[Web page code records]
· · · ·

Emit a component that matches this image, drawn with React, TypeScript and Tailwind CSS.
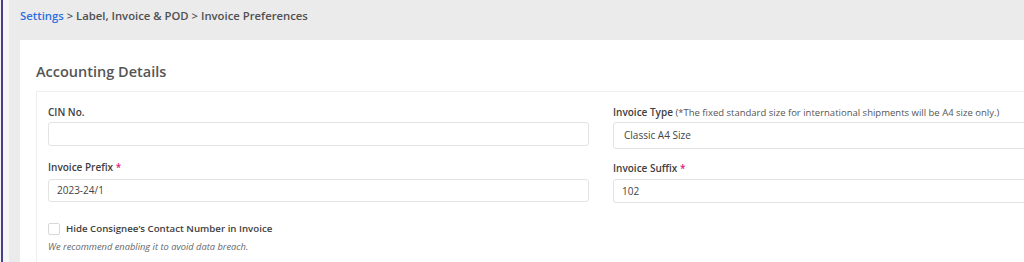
import React from "react";

export default function App() {
  const font = { fontFamily: '"Open Sans", "Noto Sans", sans-serif' };
  return (
    <div className="w-[1024px] h-[262px] overflow-hidden flex bg-[#ebebeb]" style={font}>
      <div className="w-[1px] shrink-0 bg-[#f4f4f6]" />
      <div className="w-[2px] shrink-0 bg-[#4b3f8c]" />
      <div className="w-[6px] shrink-0 bg-[#f6f6f6]" />
      <div className="flex-1 flex flex-col pl-[11px] min-w-0 overflow-hidden">
        <div className="h-[40px] shrink-0 flex items-start pt-[8px] text-[11.3px] font-semibold text-[#505050]">
          <span className="text-[#2f6fdc]">Settings</span>
          <span className="whitespace-pre"> &gt; Label, Invoice &amp; POD &gt; Invoice Preferences</span>
        </div>
        <div className="h-[222px] shrink-0 bg-white pl-[16px] pt-[22px] min-w-0">
          <h2 className="text-[14.5px] font-semibold text-[#555] leading-[20px]">Accounting Details</h2>
          <div className="mt-[9px] border-l border-t border-[#eeeeee] w-[1200px] pl-[11px] pt-[13px] pb-[20px]">
            <div className="grid grid-cols-[541px_541px] gap-x-[24px]">
              <div className="flex flex-col">
                <label className="text-[10px] font-semibold text-[#404040] leading-[14px] h-[17px]">CIN No.</label>
                <div className="h-[24px] border border-[#e3e3e3] rounded-[3px]" />
              </div>
              <div className="flex flex-col">
                <label className="text-[9.5px] text-[#555] leading-[14px] h-[17px] whitespace-nowrap">
                  <span className="font-semibold text-[#404040] text-[10px]">Invoice Type</span> (*The fixed standard size for international shipments will be A4 size only.)
                </label>
                <div className="h-[27px] border border-[#e3e3e3] rounded-[3px] flex items-center pl-[10px] text-[10px] text-[#444]">Classic A4 Size</div>
              </div>
              <div className="flex flex-col mt-[11px]">
                <label className="text-[10px] font-semibold text-[#404040] leading-[14px] h-[19px]">
                  Invoice Prefix <span className="text-[#e0187a]">*</span>
                </label>
                <div className="h-[23px] border border-[#e3e3e3] rounded-[3px] flex items-center pl-[8px] text-[10px] text-[#444]">2023-24/1</div>
              </div>
              <div className="flex flex-col mt-[12px]">
                <label className="text-[10px] font-semibold text-[#404040] leading-[14px] h-[18px]">
                  Invoice Suffix <span className="text-[#e0187a]">*</span>
                </label>
                <div className="h-[24px] border border-[#e3e3e3] rounded-[3px] flex items-center pl-[8px] text-[10px] text-[#444]">102</div>
              </div>
            </div>
            <div className="mt-[19px] flex items-center gap-[6px]">
              <div className="w-[12px] h-[12px] border border-[#d8d8d8] rounded-[2px] bg-white" />
              <span className="text-[9.7px] font-semibold text-[#404040]">Hide Consignee’s Contact Number in Invoice</span>
            </div>
            <div className="mt-[3px] text-[9.3px] italic text-[#666]">We recommend enabling it to avoid data breach.</div>
          </div>
        </div>
      </div>
    </div>
  );
}
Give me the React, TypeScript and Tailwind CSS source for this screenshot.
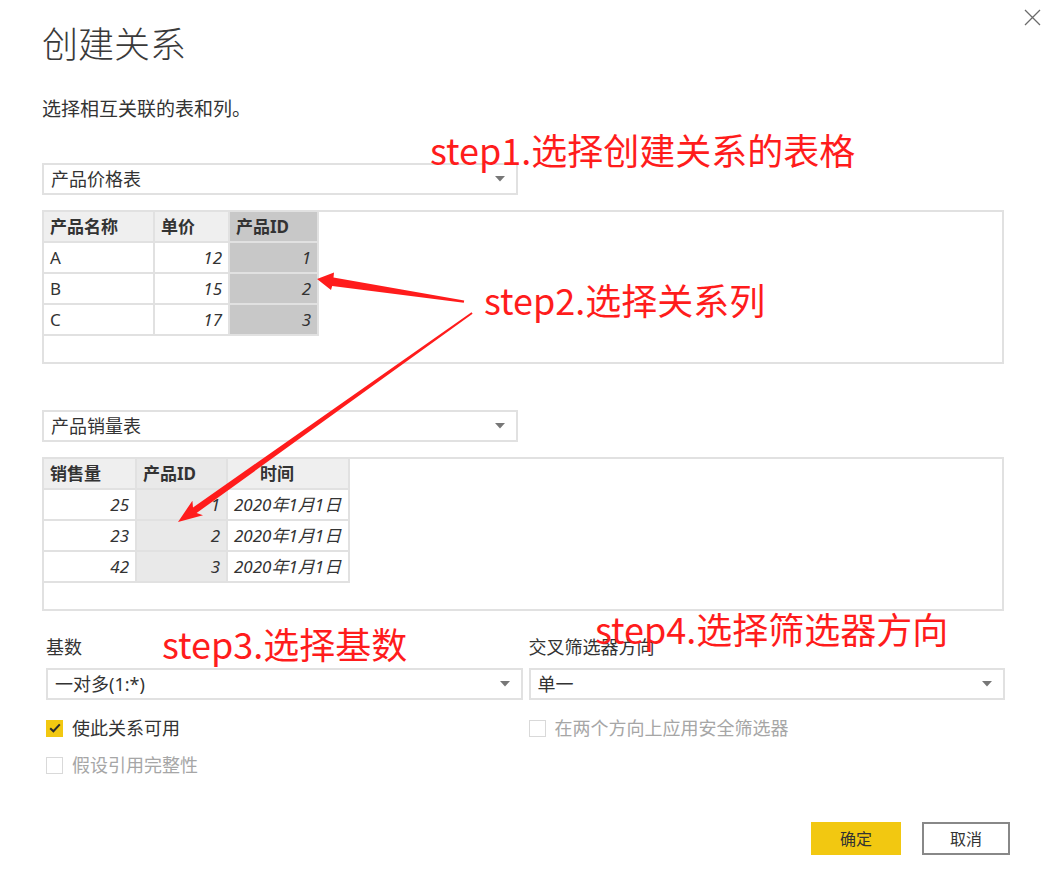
import React from 'react';

type Cell = { text: string; align?: 'left' | 'right'; italic?: boolean };

interface TableSpec {
  widths: number[];
  headers: string[];
  headerPad?: number[];
  selected: number;
  selectedBg: string;
  rows: Cell[][];
}

const priceTable: TableSpec = {
  widths: [111, 75, 89],
  headers: ['产品名称', '单价', '产品ID'],
  selected: 2,
  selectedBg: 'bg-[#c8c8c8]',
  rows: [
    [{ text: 'A' }, { text: '12', align: 'right', italic: true }, { text: '1', align: 'right', italic: true }],
    [{ text: 'B' }, { text: '15', align: 'right', italic: true }, { text: '2', align: 'right', italic: true }],
    [{ text: 'C' }, { text: '17', align: 'right', italic: true }, { text: '3', align: 'right', italic: true }],
  ],
};

const salesTable: TableSpec = {
  widths: [93, 91, 122],
  headers: ['销售量', '产品ID', '时间'],
  headerPad: [6, 6, 32],
  selected: 1,
  selectedBg: 'bg-[#e9e9e9]',
  rows: [
    [{ text: '25', align: 'right', italic: true }, { text: '1', align: 'right', italic: true }, { text: '2020年1月1日', italic: true }],
    [{ text: '23', align: 'right', italic: true }, { text: '2', align: 'right', italic: true }, { text: '2020年1月1日', italic: true }],
    [{ text: '42', align: 'right', italic: true }, { text: '3', align: 'right', italic: true }, { text: '2020年1月1日', italic: true }],
  ],
};

const Caret = () => (
  <svg width="10" height="6" viewBox="0 0 10 6" className="shrink-0">
    <path d="M0 0 L10 0 L5 5.5 Z" fill="#777" />
  </svg>
);

const Select = ({ value, className = '' }: { value: string; className?: string }) => (
  <div
    className={`h-[32px] border-2 border-[#e1e1e1] flex items-center justify-between pl-[7px] pr-[11px] text-[18px] leading-none ${className}`}
  >
    <span>{value}</span>
    <Caret />
  </div>
);

const DataTable = ({ spec }: { spec: TableSpec }) => (
  <div className="h-[154px] border-2 border-[#e1e1e1]">
    <div className="flex">
      {spec.headers.map((h, i) => (
        <div
          key={h}
          style={{ width: spec.widths[i], paddingLeft: spec.headerPad ? spec.headerPad[i] : 6 }}
          className={`h-[31px] flex items-center border-r-2 border-b-2 border-[#e1e1e1] text-[17px] font-bold ${
            i === spec.selected ? spec.selectedBg : 'bg-[#efefef]'
          }`}
        >
          {h}
        </div>
      ))}
    </div>
    {spec.rows.map((row, r) => (
      <div key={r} className="flex">
        {row.map((c, i) => (
          <div
            key={i}
            style={{ width: spec.widths[i] }}
            className={`h-[31px] flex items-center border-r-2 border-b-2 border-[#e1e1e1] text-[17px] px-[6px] ${
              c.align === 'right' ? 'justify-end' : 'justify-start'
            } ${c.italic ? 'italic' : ''} ${i === spec.selected ? spec.selectedBg : 'bg-white'}`}
          >
            {c.text}
          </div>
        ))}
      </div>
    ))}
  </div>
);

const Check = ({ checked, label, disabled }: { checked?: boolean; label: string; disabled?: boolean }) => (
  <div className="flex items-center gap-[9px] h-[24px]">
    {checked ? (
      <div className="w-[17px] h-[17px] bg-[#f2c811] flex items-center justify-center">
        <svg width="12" height="10" viewBox="0 0 12 10">
          <path d="M1.2 5.2 L4.4 8.3 L10.8 1.4" fill="none" stroke="#2b2b2b" strokeWidth="2" />
        </svg>
      </div>
    ) : (
      <div className="w-[17px] h-[17px] border border-[#d9d9d9] bg-white" />
    )}
    <span className={`text-[18px] leading-none ${disabled ? 'text-[#a6a6a6]' : ''}`}>{label}</span>
  </div>
);

export default function App() {
  return (
    <div className="relative w-[1052px] h-[896px] bg-white text-[#333] overflow-hidden font-['Noto_Sans','Noto_Sans_CJK_SC',sans-serif]">
      {/* close */}
      <button className="absolute right-[11px] top-[9px] w-[17px] h-[17px]">
        <svg width="17" height="17" viewBox="0 0 17 17">
          <path d="M1 1 L16 16 M16 1 L1 16" stroke="#6b6b6b" strokeWidth="1.3" />
        </svg>
      </button>

      <div className="pl-[42px] pr-[48px]">
        <h1 className="pt-[25px] text-[36px] leading-[40px] font-light text-[#3a3a3a]">创建关系</h1>
        <p className="mt-[32px] text-[19px] leading-[24px]">选择相互关联的表和列。</p>

        <Select value="产品价格表" className="mt-[42px] w-[476px]" />
        <div className="mt-[15px]">
          <DataTable spec={priceTable} />
        </div>

        <Select value="产品销量表" className="mt-[46px] w-[476px]" />
        <div className="mt-[15px]">
          <DataTable spec={salesTable} />
        </div>
      </div>

      <div className="pl-[46px] pr-[47px] grid grid-cols-2 gap-x-[6px] mt-[24px]">
        <div className="flex flex-col">
          <div className="text-[18px] leading-[24px]">基数</div>
          <Select value="一对多(1:*)" className="mt-[9px]" />
          <div className="mt-[16px]">
            <Check checked label="使此关系可用" />
          </div>
          <div className="mt-[13px]">
            <Check disabled label="假设引用完整性" />
          </div>
        </div>
        <div className="flex flex-col">
          <div className="text-[18px] leading-[24px]">交叉筛选器方向</div>
          <Select value="单一" className="mt-[9px]" />
          <div className="mt-[16px]">
            <Check disabled label="在两个方向上应用安全筛选器" />
          </div>
        </div>
      </div>

      <div className="flex justify-end gap-[21px] pr-[42px] mt-[45px]">
        <button className="w-[90px] h-[33px] bg-[#f2c811] text-[16px] text-[#333]">确定</button>
        <button className="w-[88px] h-[33px] border-2 border-[#888] bg-white text-[16px] text-[#333]">取消</button>
      </div>

      {/* annotations */}
      <div className="absolute left-[430px] top-[131px] text-[36px] leading-none text-[#ff1c1c] whitespace-nowrap font-['Noto_Sans_CJK_SC',sans-serif]">
        step1.选择创建关系的表格
      </div>
      <div className="absolute left-[484px] top-[281px] text-[36px] leading-none text-[#ff1c1c] whitespace-nowrap font-['Noto_Sans_CJK_SC',sans-serif]">
        step2.选择关系列
      </div>
      <div className="absolute left-[162px] top-[625px] text-[36px] leading-none text-[#ff1c1c] whitespace-nowrap font-['Noto_Sans_CJK_SC',sans-serif]">
        step3.选择基数
      </div>
      <div className="absolute left-[595px] top-[610px] text-[36px] leading-none text-[#ff1c1c] whitespace-nowrap font-['Noto_Sans_CJK_SC',sans-serif]">
        step4.选择筛选器方向
      </div>

      <svg className="absolute inset-0 pointer-events-none" width="1052" height="896" viewBox="0 0 1052 896">
        <polygon
          points="317,279 334,272.5 333.5,277.5 464.2,300.5 463.8,302.8 332.2,286 331,290"
          fill="#ff1c1c"
        />
        <polygon
          points="178,522 192.4,500.7 193,507.4 471.5,312.3 472.6,313.8 196.6,513 203,515.3"
          fill="#ff1c1c"
        />
      </svg>
    </div>
  );
}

· · · ·

== What needs to be done ==
Pull out all lines from the entries above that include the word "this".

== Solution ==
Emit a component that matches this image, drawn with React, TypeScript and Tailwind CSS.
Give me the React, TypeScript and Tailwind CSS source for this screenshot.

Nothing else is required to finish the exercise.